Jeff: When emergency responders arrived, Susu had been without oxygen for at least eight to 10 minutes. Just as they pulled up to the house, Susu started gurgling and Charis found a weak pulse. I arrived a few minutes later and we were advised to head to the hospital to meet Susu and the response team. We thanked God that she was headed to one of the best children’s hospitals in the country. (Editor’s note: Please see CHM Guidelines for information regarding medical transportation sharing eligibility.)

Charis: On the long drive to the hospital we were flooded with emotions and were reminded of the words in Psalm 126:5: “Those who sow in tears will reap with songs of joy.”

Jeff: When we got there we saw all of the emergency responders standing around.
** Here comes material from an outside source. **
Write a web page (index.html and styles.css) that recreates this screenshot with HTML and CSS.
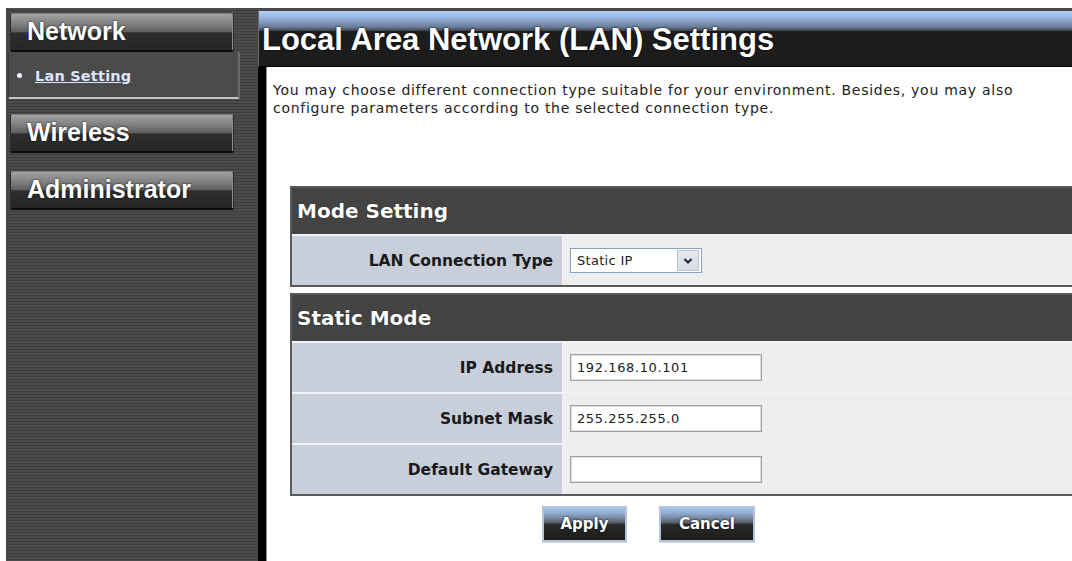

I had a sinking feeling.

She’s gone. She died.

What we couldn’t see was that around the corner doctors and nurses were working on Susu. It was eerily quiet, but that was the turning point. The initial labs and test results gave us hope. Each subsequent test brought better news.
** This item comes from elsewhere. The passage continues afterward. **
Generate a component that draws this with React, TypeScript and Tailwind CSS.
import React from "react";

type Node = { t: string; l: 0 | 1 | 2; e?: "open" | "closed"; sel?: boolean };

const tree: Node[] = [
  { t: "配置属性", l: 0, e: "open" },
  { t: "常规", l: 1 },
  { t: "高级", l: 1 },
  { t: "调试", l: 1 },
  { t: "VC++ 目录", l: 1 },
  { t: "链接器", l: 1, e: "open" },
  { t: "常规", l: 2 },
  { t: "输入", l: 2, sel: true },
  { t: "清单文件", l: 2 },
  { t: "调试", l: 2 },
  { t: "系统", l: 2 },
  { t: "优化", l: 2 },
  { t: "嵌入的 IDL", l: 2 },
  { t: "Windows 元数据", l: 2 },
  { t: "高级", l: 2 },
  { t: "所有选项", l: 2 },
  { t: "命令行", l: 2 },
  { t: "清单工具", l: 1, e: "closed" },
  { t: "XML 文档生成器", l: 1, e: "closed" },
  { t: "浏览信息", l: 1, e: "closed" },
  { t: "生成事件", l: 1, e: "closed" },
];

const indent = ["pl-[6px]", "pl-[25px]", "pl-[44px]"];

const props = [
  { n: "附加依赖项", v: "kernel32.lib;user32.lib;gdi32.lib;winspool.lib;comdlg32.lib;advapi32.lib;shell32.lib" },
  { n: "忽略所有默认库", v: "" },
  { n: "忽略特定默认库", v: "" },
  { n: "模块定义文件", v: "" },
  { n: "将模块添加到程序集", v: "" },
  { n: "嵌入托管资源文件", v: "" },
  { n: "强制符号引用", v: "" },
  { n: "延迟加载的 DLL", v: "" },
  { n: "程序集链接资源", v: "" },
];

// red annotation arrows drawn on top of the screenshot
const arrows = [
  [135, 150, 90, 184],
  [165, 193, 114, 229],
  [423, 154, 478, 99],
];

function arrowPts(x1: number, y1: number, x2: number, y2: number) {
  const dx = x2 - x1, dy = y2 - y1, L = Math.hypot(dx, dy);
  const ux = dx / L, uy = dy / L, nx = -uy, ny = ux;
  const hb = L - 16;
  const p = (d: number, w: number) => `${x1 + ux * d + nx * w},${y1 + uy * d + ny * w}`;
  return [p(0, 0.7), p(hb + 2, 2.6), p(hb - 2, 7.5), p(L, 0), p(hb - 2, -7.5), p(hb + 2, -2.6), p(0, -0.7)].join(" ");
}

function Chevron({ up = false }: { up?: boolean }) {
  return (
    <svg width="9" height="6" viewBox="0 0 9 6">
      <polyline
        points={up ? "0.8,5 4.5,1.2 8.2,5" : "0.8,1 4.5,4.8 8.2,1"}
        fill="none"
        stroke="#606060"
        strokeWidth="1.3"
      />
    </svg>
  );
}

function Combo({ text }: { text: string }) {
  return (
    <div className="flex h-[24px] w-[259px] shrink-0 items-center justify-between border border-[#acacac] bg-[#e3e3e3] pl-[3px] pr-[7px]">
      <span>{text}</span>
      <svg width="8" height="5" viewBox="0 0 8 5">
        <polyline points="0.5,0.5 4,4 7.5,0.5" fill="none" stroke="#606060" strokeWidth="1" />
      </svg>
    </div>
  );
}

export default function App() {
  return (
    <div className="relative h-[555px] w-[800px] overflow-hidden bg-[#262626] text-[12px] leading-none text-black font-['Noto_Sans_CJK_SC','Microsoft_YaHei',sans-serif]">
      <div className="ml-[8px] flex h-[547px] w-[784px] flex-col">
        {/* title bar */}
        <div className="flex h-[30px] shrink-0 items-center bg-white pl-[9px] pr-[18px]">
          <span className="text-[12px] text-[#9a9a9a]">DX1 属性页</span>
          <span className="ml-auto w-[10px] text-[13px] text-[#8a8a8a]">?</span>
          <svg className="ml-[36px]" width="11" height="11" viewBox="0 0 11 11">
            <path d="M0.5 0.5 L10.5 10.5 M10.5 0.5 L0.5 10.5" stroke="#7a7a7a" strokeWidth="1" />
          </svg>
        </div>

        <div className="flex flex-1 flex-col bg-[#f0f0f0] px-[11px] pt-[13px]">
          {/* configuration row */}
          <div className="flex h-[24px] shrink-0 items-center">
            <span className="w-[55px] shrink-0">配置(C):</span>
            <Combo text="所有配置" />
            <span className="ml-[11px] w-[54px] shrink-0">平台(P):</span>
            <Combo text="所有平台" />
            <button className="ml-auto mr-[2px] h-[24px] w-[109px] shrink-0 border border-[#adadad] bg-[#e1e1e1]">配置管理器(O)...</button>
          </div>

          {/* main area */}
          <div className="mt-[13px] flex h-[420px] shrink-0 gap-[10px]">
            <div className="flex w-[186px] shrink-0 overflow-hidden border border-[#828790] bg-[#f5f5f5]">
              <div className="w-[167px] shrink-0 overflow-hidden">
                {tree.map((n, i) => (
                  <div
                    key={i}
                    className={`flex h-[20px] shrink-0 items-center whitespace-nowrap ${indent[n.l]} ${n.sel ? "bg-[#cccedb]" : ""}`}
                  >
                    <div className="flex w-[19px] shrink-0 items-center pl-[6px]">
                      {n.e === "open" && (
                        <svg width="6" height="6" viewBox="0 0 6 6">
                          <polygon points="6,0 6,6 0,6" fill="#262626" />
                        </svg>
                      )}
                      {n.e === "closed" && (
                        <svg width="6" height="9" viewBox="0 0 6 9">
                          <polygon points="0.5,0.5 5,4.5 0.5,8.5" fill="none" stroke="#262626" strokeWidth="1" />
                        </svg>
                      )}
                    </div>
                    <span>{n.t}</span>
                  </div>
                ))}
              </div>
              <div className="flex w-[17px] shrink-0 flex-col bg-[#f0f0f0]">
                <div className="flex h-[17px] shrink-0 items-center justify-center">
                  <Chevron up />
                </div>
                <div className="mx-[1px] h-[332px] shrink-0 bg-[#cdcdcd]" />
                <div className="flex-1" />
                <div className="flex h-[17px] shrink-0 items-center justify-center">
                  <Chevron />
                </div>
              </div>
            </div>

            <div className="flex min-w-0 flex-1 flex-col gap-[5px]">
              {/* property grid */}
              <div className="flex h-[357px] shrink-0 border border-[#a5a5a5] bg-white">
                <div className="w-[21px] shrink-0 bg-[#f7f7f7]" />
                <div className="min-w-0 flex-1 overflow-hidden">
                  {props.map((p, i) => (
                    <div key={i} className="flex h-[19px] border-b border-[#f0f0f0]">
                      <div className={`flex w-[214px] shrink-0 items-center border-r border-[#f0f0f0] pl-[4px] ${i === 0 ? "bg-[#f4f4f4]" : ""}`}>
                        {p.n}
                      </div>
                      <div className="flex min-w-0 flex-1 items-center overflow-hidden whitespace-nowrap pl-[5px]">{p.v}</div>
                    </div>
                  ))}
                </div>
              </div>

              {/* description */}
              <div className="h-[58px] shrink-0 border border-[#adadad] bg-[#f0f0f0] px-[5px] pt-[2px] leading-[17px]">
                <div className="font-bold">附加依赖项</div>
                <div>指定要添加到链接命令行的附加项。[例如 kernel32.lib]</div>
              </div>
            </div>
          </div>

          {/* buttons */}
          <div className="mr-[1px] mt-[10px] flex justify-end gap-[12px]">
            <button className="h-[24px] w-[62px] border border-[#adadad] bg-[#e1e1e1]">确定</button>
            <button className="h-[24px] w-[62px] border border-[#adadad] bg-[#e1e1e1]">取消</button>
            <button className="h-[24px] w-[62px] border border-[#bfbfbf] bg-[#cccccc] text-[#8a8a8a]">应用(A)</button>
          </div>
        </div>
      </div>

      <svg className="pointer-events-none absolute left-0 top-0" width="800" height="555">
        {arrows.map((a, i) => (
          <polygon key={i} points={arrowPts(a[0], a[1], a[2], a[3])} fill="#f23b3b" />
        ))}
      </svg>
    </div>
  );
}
Of course, we then wondered if she’d suffered brain damage, but were delighted to hear that doctors expected a full recovery. One physician told us less than one in 10 submersion injuries of this magnitude result in the patient escaping permanent disability. Susu was able to come home three days later.

Charis: There’s much more to the story. After our first two children were born I suffered severe post-partum depression and didn’t want to have any more kids. We chose to trust God and ended up with the wonderful blessings we have in Susu and Nix. After our daughter’s accident, God intervened in many amazing ways and surrounded us with skilled healthcare providers, loving family members and dear friends and church family. There’s no way we can adequately thank them all.

Also, since Pine Cove Camp is a CHM group—meaning that the camp’s staff has Christian Healthcare Ministries for their healthcare costs—we also had a lot of support and help from our Pine Cove human resources staff.

Jeff: We later learned that when CHM staff heard what happened to Susu, they immediately sent an email to all the ministry’s staff members asking them to pray for our family.

They were so helpful in the coming weeks whenever we had a question about what to do with all the medical bills. CHM shared nearly $89,000 for Susu’s drowning accident along with nearly $8,000 for Nix’s birth!

Charis: Susu’s ordeal has strengthened our relationship with the Lord because we saw Him work and move in powerful, unexplainable ways. I remember one eye-opening moment when I thought about God’s sovereignty and His care for our family. I thought, Susu was never alone. God was with her at the bottom of that pool. He was with her en route to the hospital and when the doctors were working on her. He was with us through every parent’s worst nightmare when we couldn’t see that there was hope of life being restored.

We look forward to sharing this story with Susu when she’s older and explaining to her that God has a profound purpose for her life.

Jeff: We want to thank the CHM staff for being there for us and being gracious when our heads were spinning and we felt overwhelmed. We thank fellow members for sharing our many expenses and relieving us of a great financial burden.

God is working through Christian Healthcare Ministries.